We like to think, based on past crises, that our systems are strong, enduring, resilient. Maybe, but there’s no guarantee that it will last forever. After all, the Roman Republic lasted for 500 years and then collapsed. It collapsed for many reasons similar to the issues and choices we face today. In what is still, at least for the moment, a representative democracy, we have the power to shape that fragile republic.
Putting all of this in historical context of the fall of the Roman empire, is University of California professor, Edward Watts. He’s a professor of history at the University of California San Diego. He’s the author and editor of several prize-winning books, including his latest, Mortal Republic, and has taught Roman and Byzantine history for nearly 20 years. It is my pleasure to welcome Professor Edward Watts to Radio WhoWhatWhy. Edward, thanks so much for joining us.

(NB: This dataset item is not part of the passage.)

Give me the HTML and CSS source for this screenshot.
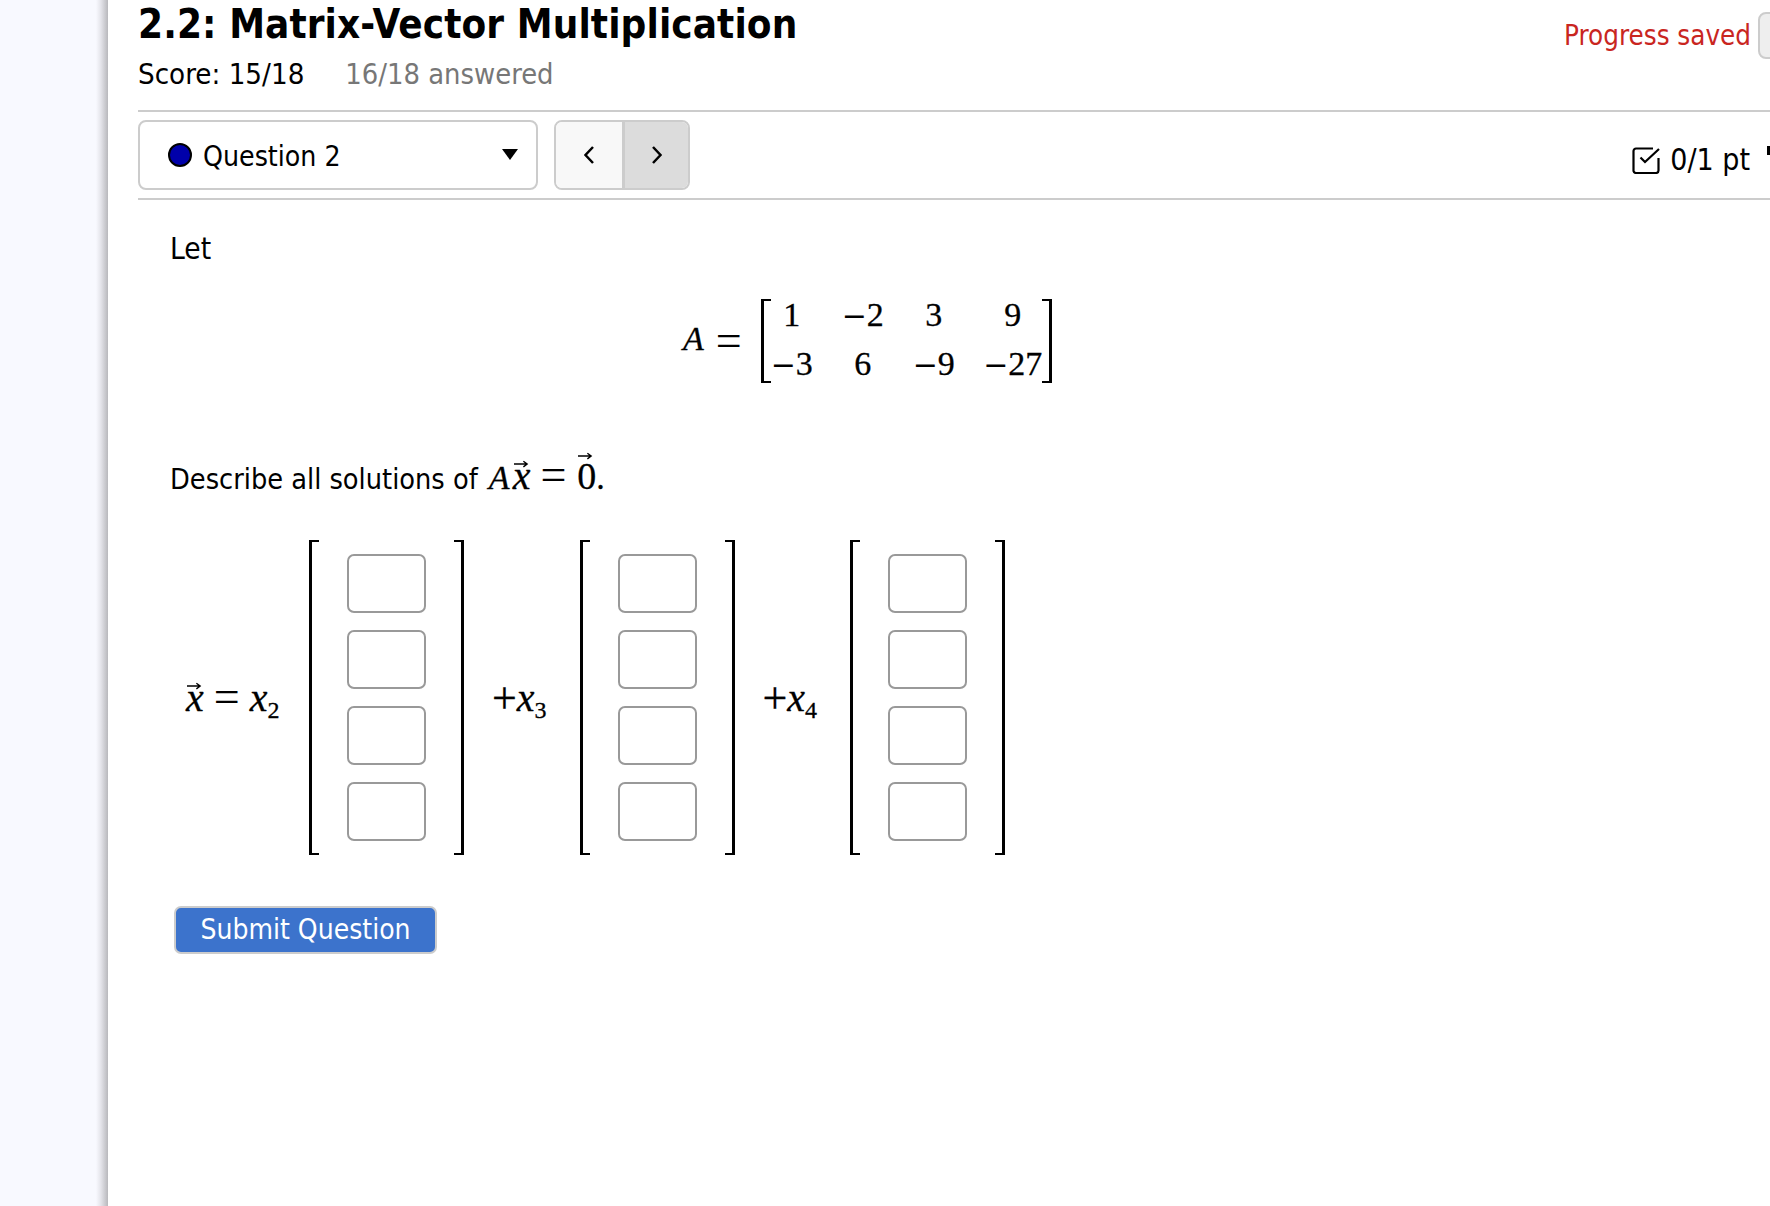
FILE: index.html
```html
<!DOCTYPE html>
<html lang="en">
<head>
<meta charset="utf-8">
<title>2.2: Matrix-Vector Multiplication</title>
<link rel="stylesheet" href="styles.css">
</head>
<body>
<div class="page">
  <aside class="side"></aside>
  <main class="main">
    <header class="head">
      <div class="head-left">
        <h1 class="title">2.2: Matrix-Vector Multiplication</h1>
        <div class="score"><span class="score-value">Score: 15/18</span><span class="answered">16/18 answered</span></div>
      </div>
      <div class="head-right">
        <span class="saved">Progress saved</span>
        <div class="save-btn"></div>
      </div>
    </header>
    <div class="toolbar">
      <div class="select">
        <span class="dot"></span>
        <span class="select-label">Question 2</span>
        <span class="caret"></span>
      </div>
      <div class="nav">
        <div class="nav-btn">
          <svg class="chev" viewBox="0 0 12 20"><path d="M10 2 2.500 10 10 18"/></svg>
        </div>
        <div class="nav-btn nav-next">
          <svg class="chev" viewBox="0 0 12 20"><path d="M2 2 9.500 10 2 18"/></svg>
        </div>
      </div>
      <div class="points">
        <svg class="check" viewBox="0 0 28 28"><path class="check-box" d="M21 2.500H4A2.500 2.500 0 0 0 1.500 5v20A2.500 2.500 0 0 0 4 27h20a2.500 2.500 0 0 0 2.500-2.500V12"/><path class="check-mark" d="M8.500 11.500 13 16 27 3"/></svg>
        <span>0/1 pt</span>
        <span class="flag"></span>
      </div>
    </div>
    <section class="question">
      <p class="let">Let</p>
      <div class="display">
        <span class="mi">A</span><span class="eq">=</span>
        <div class="matrix">
          <span class="bracket bracket-left"></span>
          <div class="cells">
            <span>1</span><span><span class="minus">−</span>2</span><span>3</span><span>9</span>
            <span><span class="minus">−</span>3</span><span>6</span><span><span class="minus">−</span>9</span><span><span class="minus">−</span>27</span>
          </div>
          <span class="bracket bracket-right"></span>
        </div>
      </div>
      <p class="describe">Describe all solutions of <span class="math describe-math"><span class="mi">A</span><span class="vec-sym mi">x<svg class="arrow" viewBox="0 0 16 8"><path d="M0 4h14M10 1l4 3-4 3"/></svg></span><span class="eq eq-inline">=</span><span class="vec-sym vec-zero">0<svg class="arrow" viewBox="0 0 16 8"><path d="M0 4h14M10 1l4 3-4 3"/></svg></span>.</span></p>
      <div class="answer">
        <div class="lead math"><span class="vec-sym mi">x<svg class="arrow" viewBox="0 0 16 8"><path d="M0 4h14M10 1l4 3-4 3"/></svg></span><span class="eq eq-inline">=</span><span class="mi">x</span><sub>2</sub></div>
        <div class="vector">
          <span class="bracket bracket-left"></span>
          <div class="inputs"><input type="text"><input type="text"><input type="text"><input type="text"></div>
          <span class="bracket bracket-right"></span>
        </div>
        <div class="plus math"><span class="op">+</span><span class="mi">x</span><sub>3</sub></div>
        <div class="vector">
          <span class="bracket bracket-left"></span>
          <div class="inputs"><input type="text"><input type="text"><input type="text"><input type="text"></div>
          <span class="bracket bracket-right"></span>
        </div>
        <div class="plus math"><span class="op">+</span><span class="mi">x</span><sub>4</sub></div>
        <div class="vector">
          <span class="bracket bracket-left"></span>
          <div class="inputs"><input type="text"><input type="text"><input type="text"><input type="text"></div>
          <span class="bracket bracket-right"></span>
        </div>
      </div>
      <button class="submit" type="button">Submit Question</button>
    </section>
  </main>
</div>
</body>
</html>
```
FILE: styles.css
```css
* { box-sizing: border-box; }
html, body { margin: 0; height: 100%; overflow: hidden; background: #fff; }
body { font-family: "DejaVu Sans", sans-serif; font-stretch: condensed; font-size: 28.6px; color: #000; }
.page { display: flex; height: 1206px; }
.side { width: 96px; flex: none; background: #f8f9ff; }
.main { flex: 1; min-width: 0; position: relative; background: #fff; padding-left: 42px; overflow: hidden; background-image: linear-gradient(90deg, #f8f9ff, #e4e4ea 40%, #b8b8bc); background-size: 12px 100%; background-repeat: no-repeat; }

.head { display: flex; justify-content: space-between; height: 112px; border-bottom: 2px solid #ccc; }
.title { margin: 0; font-size: 40px; font-weight: 700; line-height: 48px; letter-spacing: 0.1px; }
.score { display: flex; gap: 41px; margin-top: 6px; line-height: 40px; }
.score-value { font-size: 29.200px; }
.answered { color: #777; font-size: 28.800px; }
.head-right { display: flex; align-items: flex-start; margin-right: -40px; gap: 7px; padding-top: 12px; }
.saved { color: #c9261f; font-size: 27.500px; line-height: 47px; }
.save-btn { width: 52px; height: 47px; background: #eee; border: 2px solid #ccc; border-radius: 8px; }

.toolbar { display: flex; align-items: center; height: 88px; padding-top: 8px; padding-bottom: 9px; border-bottom: 2px solid #ccc; }
.select { width: 400px; height: 70px; display: flex; align-items: center; padding: 0 18px 0 28px; border: 2px solid #ccc; border-radius: 8px; font-size: 28.200px; }
.dot { width: 24px; height: 24px; border-radius: 50%; background: #0000aa; border: 2px solid #000; flex: none; }
.select-label { margin-left: 11px; padding-top: 4px; }
.caret { margin-left: auto; width: 0; height: 0; border-left: 8px solid transparent; border-right: 8px solid transparent; border-top: 11px solid #000; }
.nav { display: flex; height: 70px; margin-left: 16px; border: 2px solid #ccc; border-radius: 8px; overflow: hidden; }
.nav-btn { width: 66px; display: flex; align-items: center; justify-content: center; background: #f8f8f8; }
.nav-next { background: #dcdcdc; border-left: 3px solid #ccc; }
.chev { width: 12px; height: 20px; fill: none; stroke: #000; stroke-width: 2.500; }
.points { display: flex; align-items: center; margin-left: auto; margin-right: -7px; padding-top: 10px; font-size: 30px; }
.check { width: 28px; height: 28px; fill: none; stroke: #000; stroke-width: 2.200; margin-right: 10px; }
.flag { width: 10px; height: 9px; margin-left: 17px; margin-top: -18px; background: #000; }

.question { padding-left: 32px; }
.let { margin: 0; padding-top: 28px; line-height: 42px; font-size: 29.600px; }
.display { display: flex; align-items: center; margin: 29px 0 0 513px; font-family: "Liberation Serif", serif; font-size: 34px; font-stretch: normal; -webkit-text-stroke: 0.3px #000; }
.display > .mi { margin-top: -4px; }
.mi { font-family: "Liberation Serif", serif; font-style: italic; }
.eq { margin: 0 19px 0 12px; font-size: 46px; line-height: 0; -webkit-text-stroke: 0; }
.matrix { display: flex; height: 84px; }
.bracket { width: 10px; flex: none; border: 0 solid #000; border-top-width: 2px; border-bottom-width: 2px; }
.bracket-left { border-left-width: 3px; }
.bracket-right { border-right-width: 3px; }
.cells { display: grid; grid-template-columns: repeat(3, 40px) 56px; column-gap: 31px; justify-items: center; grid-auto-rows: 49px; padding: 0 1px; margin-top: -9px; line-height: 49px; white-space: nowrap; }
.minus { font-family: "DejaVu Serif", serif; font-size: 30px; -webkit-text-stroke: 0; line-height: 0; }
.math { font-family: "Liberation Serif", serif; font-size: 34px; font-stretch: normal; -webkit-text-stroke: 0.3px #000; }
.describe { margin: 73px 0 0; line-height: 44px; }
.describe-math { margin-left: 3px; }
.vec-sym { position: relative; display: inline-block; margin-left: 1px; font-size: 38px; line-height: 0; }
.vec-sym.mi { font-size: 40px; margin-left: 3px; }
.arrow { position: absolute; left: 1px; top: -16px; width: 15px; height: 8px; fill: none; stroke: #000; stroke-width: 1.500; }
.vec-zero .arrow { top: -24px; }
.eq-inline { margin: 0 10px; vertical-align: -1px; }
.answer { display: flex; align-items: center; margin-top: 39px; padding-left: 13px; }
.answer > .math > .mi:not(.vec-sym) { font-size: 40px; line-height: 0; }
.op { font-size: 44px; line-height: 0; vertical-align: -2px; }
.answer sub { font-size: 24px; line-height: 0; vertical-align: -7px; }
.lead { width: 126px; flex: none; padding-top: 5px; }
.vector { display: flex; height: 315px; }
.inputs { display: flex; flex-direction: column; gap: 17px; padding: 14px 28px; }
.inputs input { width: 79px; height: 59px; border: 2px solid #999; border-radius: 7px; background: #fff; padding: 0; }
.plus { width: 115.500px; flex: none; padding-left: 28px; padding-top: 5px; }
.submit { display: block; margin: 51px 0 0 4px; width: 263px; height: 48px; padding: 0; background: #3c73cc; color: #fff; border: 2px solid #ccc; border-radius: 7px; font-family: inherit; font-stretch: condensed; font-size: 28px; line-height: 40px; }
```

Edward Watts: Oh, thank you so much. I’m glad to join you.
Jeff Schechtman: You have been, as I mentioned in the introduction, you’ve been looking at this, studying this, understanding it for 20 plus years. Talk a little bit about how all of this has taken on a very different cast in light of the events of the past several years.
Edward Watts: I think that what we’ve seen, especially in the last probably decade, is a willingness by our politicians to play at the margins and exploit for short term gain the breaching of social and political norms. I think there’s a couple of things that are particularly alarming about this. You know, the issue for the moment that sort of jumps out at me as a sort of turning point was the decision to essentially stonewall the Merrick Garland nomination for really no reason except for the short term gain that Mitch McConnell and the Republicans in Congress thought that they could get. This is, I think, particularly corrosive, as you mentioned, because it undercuts the very basis of what our Republic is supposed to be.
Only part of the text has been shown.